'''

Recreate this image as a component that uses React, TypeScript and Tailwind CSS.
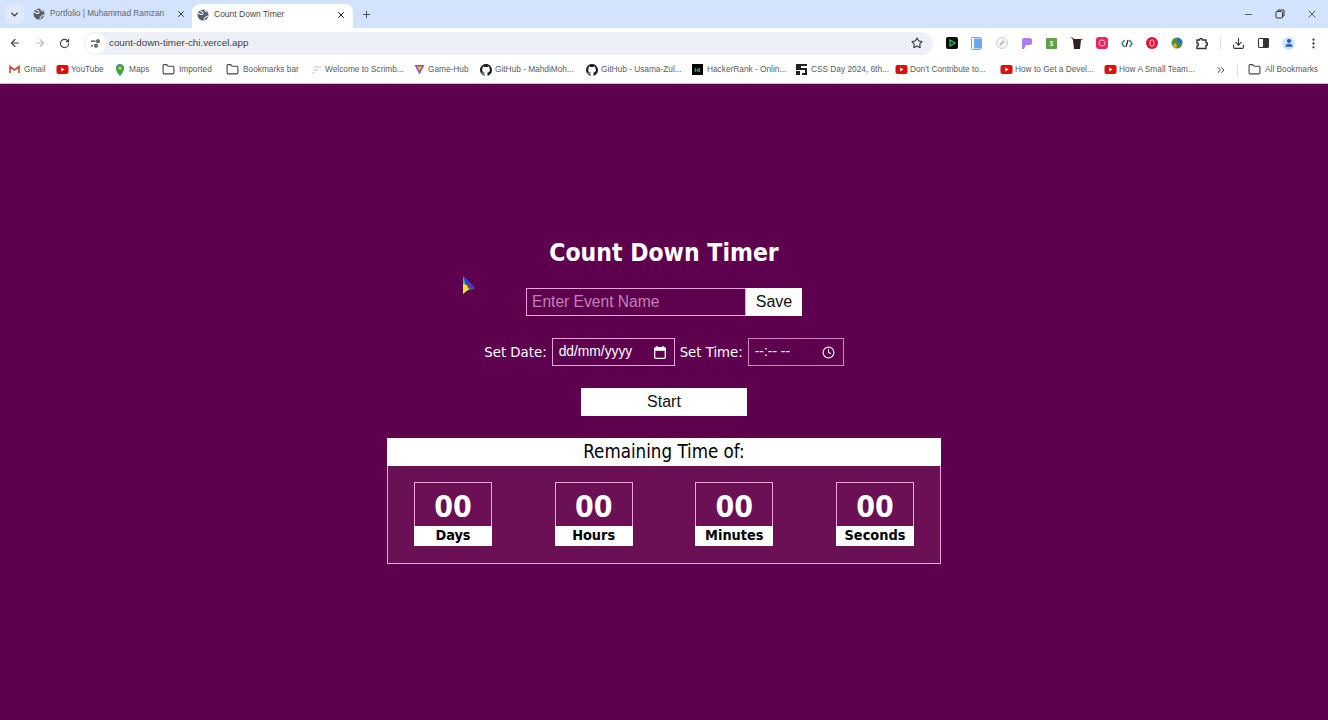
import React from 'react';
import { ArrowLeft, ArrowRight, RotateCw, Star, Plus, X, Minus, ChevronDown, Folder, Download, MoreVertical, ChevronsRight, Clock, User } from 'lucide-react';

const TabGlobe = () => (
  <svg width="12" height="12" viewBox="0 0 12 12" className="shrink-0">
    <circle cx="6" cy="6" r="5.500" fill="#5b6068" />
    <path d="M3 1.500c1 1 2.500 1 3 2.500S4 6 3 5 1 4 .8 5M7 11c0-2 1-2 2-3s2-1 2.500-1M7.500.8C8 2 8.500 3 10 3" stroke="#dfe7f5" strokeWidth="1.100" fill="none" />
  </svg>
);

const YT = () => (
  <svg width="13" height="13" viewBox="0 0 13 13" className="shrink-0">
    <rect x="0.500" y="2" width="12" height="9" rx="2" fill="#e00d0d" />
    <path d="M5.200 4.500v4l3.400-2z" fill="#fff" />
  </svg>
);

const GH = () => (
  <svg width="12" height="12" viewBox="0 0 16 16" className="shrink-0" fill="#1b1f23">
    <path d="M8 0C3.580 0 0 3.580 0 8c0 3.540 2.290 6.530 5.470 7.590.4.070.55-.17.55-.38 0-.19-.01-.82-.01-1.490-2.010.37-2.530-.49-2.690-.94-.09-.23-.48-.94-.82-1.130-.28-.15-.68-.52-.01-.53.63-.01 1.080.58 1.230.82.72 1.210 1.870.87 2.330.66.07-.52.28-.87.51-1.070-1.780-.2-3.640-.89-3.640-3.950 0-.87.31-1.590.82-2.150-.08-.2-.36-1.020.08-2.120 0 0 .67-.21 2.200.82.64-.18 1.320-.27 2-.27s1.360.09 2 .27c1.530-1.040 2.200-.82 2.200-.82.44 1.100.16 1.920.08 2.120.51.56.82 1.270.82 2.150 0 3.070-1.870 3.750-3.650 3.950.29.25.54.73.54 1.480 0 1.070-.01 1.930-.01 2.200 0 .21.15.46.55.38A8.010 8.010 0 0 0 16 8c0-4.420-3.580-8-8-8z" />
  </svg>
);

const Mark = ({ label, width, box, children }: { label: string; width: string; box: string; children: React.ReactNode }) => (
  <div className={`flex shrink-0 items-center ${width}`}>
    <div className={`flex shrink-0 items-center ${box}`}>{children}</div>
    <span className="whitespace-nowrap text-[8.300px] text-[#5a5a5f]">{label}</span>
  </div>
);

const Ext = ({ children }: { children: React.ReactNode }) => (
  <div className="flex w-[25px] shrink-0 items-center justify-center">{children}</div>
);

const TimeBox = ({ value, label }: { value: string; label: string }) => (
  <div className="flex h-[64px] w-[78px] flex-col">
    <div className="flex flex-1 items-center justify-center border-x border-t border-[#e6a8dc] pt-[4px] text-[30px] leading-none font-bold text-white">{value}</div>
    <div className="flex h-[20px] items-center justify-center bg-white text-[14.400px] font-bold text-black">{label}</div>
  </div>
);

export default function App() {
  return (
    <div className="flex h-[720px] w-[1328px] flex-col overflow-hidden bg-[#5e004d] font-['Liberation_Sans',sans-serif]">
      {/* Tab strip */}
      <div className="flex h-[28px] shrink-0 items-end bg-[#d3e3fd] pl-[5px]">
        <div className="mb-[4px] flex h-[20px] w-[19px] items-center justify-center rounded-[6px] bg-[#e0eafc]">
          <ChevronDown size={11} strokeWidth={3} color="#333" />
        </div>
        <div className="flex h-[28px] w-[168px] items-center pb-[1px] pl-[9px]">
          <TabGlobe />
          <span className="ml-[5px] w-[123px] whitespace-nowrap text-[8.300px] text-[#62676f]">Portfolio | Muhammad Ramzan</span>
          <X size={10} strokeWidth={2.400} color="#3c4043" className="ml-[3px]" />
        </div>
        <div className="flex h-[24px] w-[161px] items-center rounded-t-[8px] bg-white pb-[3px] pl-[5px]">
          <TabGlobe />
          <span className="ml-[5px] w-[122px] whitespace-nowrap text-[8.500px] text-[#45484d]">Count Down Timer</span>
          <X size={10} strokeWidth={2.400} color="#222" className="ml-[0px]" />
        </div>
        <Plus size={11} strokeWidth={2} color="#444" className="mb-[8px] ml-[8px]" />
        <div className="flex-1" />
        <div className="mb-[8px] flex items-center gap-[21px] pr-[10px]">
          <Minus size={11} color="#555" />
          <svg width="10" height="10" viewBox="0 0 10 10" fill="none" stroke="#333" strokeWidth="1"><rect x="1" y="2.500" width="6.500" height="6.500" rx="1" /><path d="M3 2.500V1h6v6H7.500" /></svg>
          <X size={12} strokeWidth={1.600} color="#333" />
        </div>
      </div>

      {/* Toolbar */}
      <div className="flex h-[30px] shrink-0 items-center bg-white pl-[9px]">
        <ArrowLeft size={12} strokeWidth={2.200} color="#444" />
        <ArrowRight size={12} strokeWidth={2.200} color="#b5b8bd" className="ml-[13px]" />
        <RotateCw size={11} strokeWidth={2.400} color="#444" className="ml-[13px]" />
        <div className="ml-[14px] flex h-[23px] w-[849px] items-center rounded-full bg-[#edf0f7]">
          <div className="ml-[1px] flex h-[21px] w-[21px] shrink-0 items-center justify-center rounded-full bg-white">
            <svg width="11" height="9" viewBox="0 0 11 9" fill="none" stroke="#444" strokeWidth="1.300">
              <path d="M1 2.200h4.500M1 6.800h2" />
              <circle cx="8" cy="2.200" r="1.300" />
              <circle cx="6" cy="6.800" r="1.300" />
            </svg>
          </div>
          <span className="mt-px ml-[3px] text-[9.800px] text-[#3a3f46]">count-down-timer-chi.vercel.app</span>
          <Star size={12} strokeWidth={2.200} color="#333" className="mr-[10px] ml-auto" />
        </div>
        <div className="ml-[6px] flex items-center">
          <Ext>
            <svg width="12" height="12" viewBox="0 0 12 12"><rect width="12" height="12" rx="2" fill="#0a0f0a" /><path d="M4 3l5 3-5 3z" fill="none" stroke="#35c46a" strokeWidth="1.200" /></svg>
          </Ext>
          <Ext>
            <svg width="11" height="13" viewBox="0 0 11 13"><rect x="0.500" y="0.500" width="10" height="12" rx="1" fill="#fff" stroke="#9aa0a6" /><rect x="3" y="1.500" width="7" height="10" fill="#6ea8ea" /></svg>
          </Ext>
          <Ext>
            <svg width="12" height="12" viewBox="0 0 12 12"><circle cx="6" cy="6" r="5.500" fill="#f5f5f5" stroke="#d0d0d0" /><path d="M4 8l4-4" stroke="#aaa" strokeWidth="1.600" /></svg>
          </Ext>
          <Ext>
            <svg width="11" height="11" viewBox="0 0 11 11"><path d="M1 2a2 2 0 0 1 2-2h5a3 3 0 0 1 0 7H5l-2 4H1z" fill="#b07cf0" /></svg>
          </Ext>
          <Ext><div className="flex h-[11px] w-[11px] items-center justify-center rounded-[1px] bg-[#5da345] text-[7px] leading-none text-white">$</div></Ext>
          <Ext>
            <svg width="12" height="12" viewBox="0 0 12 12"><path d="M0 0l3 2h7l2 1-2 0-1 9H3L2 3z" fill="#2d2323" /><path d="M0 0l3 2M9 2l3 1" stroke="#d04050" strokeWidth="0.800" /></svg>
          </Ext>
          <Ext>
            <svg width="12" height="12" viewBox="0 0 12 12"><rect width="12" height="12" rx="3" fill="#e8285f" /><circle cx="6" cy="6" r="3" fill="none" stroke="#ffc3d3" /></svg>
          </Ext>
          <Ext>
            <svg width="12" height="9" viewBox="0 0 12 9" fill="none" strokeWidth="1.400"><path d="M3.500 1L1 4.500 3.500 8M8.500 1L11 4.500 8.500 8" stroke="#35866c" /><path d="M7 1L5 8" stroke="#333" /></svg>
          </Ext>
          <Ext>
            <svg width="12" height="12" viewBox="0 0 12 12"><circle cx="6" cy="6" r="6" fill="#dc1437" /><rect x="4" y="3" width="4" height="6" rx="1.500" fill="none" stroke="#ffd0d8" /></svg>
          </Ext>
          <Ext>
            <svg width="12" height="12" viewBox="0 0 12 12"><circle cx="6" cy="6" r="5.500" fill="#4f8f2f" /><path d="M6 .5a5.500 5.500 0 0 1 5.500 5.500H7z" fill="#2b6fd6" /><path d="M1 8l4-2 1 4-2 1z" fill="#e6a92c" /></svg>
          </Ext>
          <Ext>
            <svg width="13" height="13" viewBox="0 0 13 13" fill="none" stroke="#333" strokeWidth="1.400"><path d="M2 3h2.500a1.500 1.500 0 0 1 3 0H11v2.500a1.500 1.500 0 0 1 0 3V11.500H2V9a1.500 1.500 0 0 0 0-3z" /></svg>
          </Ext>
          <div className="mr-[5px] ml-[6px] h-[14px] w-px bg-[#dfe1e5]" />
          <Ext><Download size={13} strokeWidth={2} color="#333" /></Ext>
          <Ext><div className="flex h-[10px] w-[11px] justify-end rounded-[1px] border border-[#333]"><div className="w-[5px] bg-[#333]" /></div></Ext>
          <Ext><div className="flex h-[13px] w-[13px] items-center justify-center rounded-full bg-[#d3e3fd]"><User size={10} color="#1a5fc4" fill="#1a5fc4" /></div></Ext>
          <Ext><MoreVertical size={13} strokeWidth={2.200} color="#333" /></Ext>
        </div>
      </div>

      {/* Bookmarks */}
      <div className="flex h-[26px] shrink-0 items-center border-b border-[#e3b8dc] bg-white pb-[2px] pl-[9px]">
        <Mark label="Gmail" width="w-[47px]" box="w-[15px]">
          <svg width="11" height="9" viewBox="0 0 11 9" fill="none"><path d="M1 8V1.500l4.500 3.500L10 1.500V8" stroke="#d9453a" strokeWidth="1.600" /></svg>
        </Mark>
        <Mark label="YouTube" width="w-[59px]" box="w-[15px]"><YT /></Mark>
        <Mark label="Maps" width="w-[47px]" box="w-[14px]">
          <svg width="10" height="12" viewBox="0 0 10 13"><path d="M5 0a4.500 4.500 0 0 1 4.500 4.500C9.500 8 5 13 5 13S.5 8 .5 4.500A4.500 4.500 0 0 1 5 0z" fill="#34a853" /><path d="M1.200 2.500A4.500 4.500 0 0 1 5 0l1 3z" fill="#4285f4" /><circle cx="5" cy="4.500" r="1.700" fill="#fbbc04" /></svg>
        </Mark>
        <Mark label="Imported" width="w-[64px]" box="w-[17px]"><Folder size={13} color="#444" /></Mark>
        <Mark label="Bookmarks bar" width="w-[85px]" box="w-[17px]"><Folder size={13} color="#444" /></Mark>
        <Mark label="Welcome to Scrimb..." width="w-[103px]" box="w-[14px]">
          <svg width="11" height="11" viewBox="0 0 11 11" fill="none" stroke="#c9b8ea" strokeWidth="1.200"><path d="M3 3h7M2 6h5M1 9h3" /></svg>
        </Mark>
        <Mark label="Game-Hub" width="w-[66px]" box="w-[14px]">
          <svg width="11" height="11" viewBox="0 0 11 11"><path d="M.5 1h10L5.500 10.500z" fill="#8b4fd8" /><path d="M3 2.500h5L5.500 7z" fill="#f5c518" /></svg>
        </Mark>
        <Mark label="GitHub - MahdiMoh..." width="w-[106px]" box="w-[15px]"><GH /></Mark>
        <Mark label="GitHub - Usama-Zul..." width="w-[106px]" box="w-[15px]"><GH /></Mark>
        <Mark label="HackerRank - Onlin..." width="w-[104px]" box="w-[15px]">
          <div className="flex h-[11px] w-[11px] items-center justify-center bg-black text-[6px] leading-none font-bold text-[#3ecf6e]">HI</div>
        </Mark>
        <Mark label="CSS Day 2024, 6th..." width="w-[99px]" box="w-[15px]">
          <svg width="11" height="11" viewBox="0 0 11 11" fill="#222"><path d="M0 0h11v2H5v2h6v7H6V9h3V6H0zM0 7h4v4H0z" /></svg>
        </Mark>
        <Mark label="Don't Contribute to..." width="w-[105px]" box="w-[15px]"><YT /></Mark>
        <Mark label="How to Get a Devel..." width="w-[104px]" box="w-[15px]"><YT /></Mark>
        <Mark label="How A Small Team..." width="w-[111px]" box="w-[15px]"><YT /></Mark>
        <ChevronsRight size={12} strokeWidth={2} color="#444" className="shrink-0" />
        <div className="mx-[10px] h-[14px] w-px shrink-0 bg-[#dfe1e5]" />
        <Mark label="All Bookmarks" width="w-[70px]" box="w-[17px]"><Folder size={13} color="#444" /></Mark>
      </div>

      {/* Page */}
      <div className="flex flex-1 flex-col items-center pt-[154px] font-['DejaVu_Sans_Condensed','DejaVu_Sans',sans-serif] text-white">
        <div className="relative w-full">
          {/* screen recorder cursor */}
          <svg width="13" height="19" viewBox="0 0 13 19" className="absolute top-[38px] left-[463px]">
            <path d="M0 0v18l3-3 9-3z" fill="#2bd14f" />
            <path d="M0 0l8 8 4 4-5 1a5 5 0 0 0-4-3z" fill="#2b3fe6" />
            <path d="M0 8l4 1 2 4-6 5z" fill="#e8e83a" />
            <path d="M3 8l3 1 1 4-2-1z" fill="#e02b2b" />
          </svg>
          <h1 className="text-center text-[24.500px] leading-[30px] font-bold">Count Down Timer</h1>
        </div>

        <div className="mt-[20px] flex h-[28px] items-stretch">
          <div className="flex w-[220px] items-center border border-[#e6a8dc] pl-[5px] font-['Liberation_Sans',sans-serif] text-[15.600px] text-[#c57fb8]">
            Enter Event Name
          </div>
          <div className="flex w-[56px] items-center justify-center bg-white font-['Liberation_Sans',sans-serif] text-[16px] text-[#111]">
            Save
          </div>
        </div>

        <div className="mt-[22px] flex h-[28px] items-center text-[14.800px]">
          <span>Set Date:</span>
          <div className="ml-[5px] flex h-[28px] w-[123px] items-center border border-[#e6a8dc] pl-[6px] font-['Liberation_Sans',sans-serif] text-[13.800px]">
            dd/mm/yyyy
            <svg width="12" height="13" viewBox="0 0 12 13" fill="none" className="mr-[8px] ml-auto">
              <rect x="0.700" y="1.700" width="10.600" height="10.600" rx="1" stroke="#fff" strokeWidth="1.300" />
              <path d="M0.700 2h10.600v2.800H0.700z" fill="#fff" />
              <path d="M3 0v2M9 0v2" stroke="#fff" strokeWidth="1.300" />
            </svg>
          </div>
          <span className="ml-[5px]">Set Time:</span>
          <div className="ml-[5px] flex h-[28px] w-[96px] items-center border border-[#c98abd] pl-[6px] font-['Liberation_Sans',sans-serif] text-[13.800px]">
            --:-- --
            <Clock size={13} strokeWidth={2} className="mr-[8px] ml-auto" />
          </div>
        </div>

        <div className="mt-[22px] flex h-[28px] w-[166px] items-center justify-center bg-white font-['Liberation_Sans',sans-serif] text-[16px] text-[#111]">
          Start
        </div>

        <div className="mt-[22px] flex h-[126px] w-[554px] flex-col border-x border-b border-[#e6a8dc] bg-[#6b1055]">
          <div className="-mx-px flex h-[28px] items-center justify-center bg-white text-[18.600px] text-black">Remaining Time of:</div>
          <div className="flex flex-1 items-center justify-between px-[26px] pb-[1px]">
            <TimeBox value="00" label="Days" />
            <TimeBox value="00" label="Hours" />
            <TimeBox value="00" label="Minutes" />
            <TimeBox value="00" label="Seconds" />
          </div>
        </div>
      </div>
    </div>
  );
}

'''

## The problem
With the pictures left out, restate word for word every line of the data above, from the first down to the line that contains "ChevronsRight, Clock, User".

## Task result
Recreate this image as a component that uses React, TypeScript and Tailwind CSS.
import React from 'react';
import { ArrowLeft, ArrowRight, RotateCw, Star, Plus, X, Minus, ChevronDown, Folder, Download, MoreVertical, ChevronsRight, Clock, User } from 'lucide-react';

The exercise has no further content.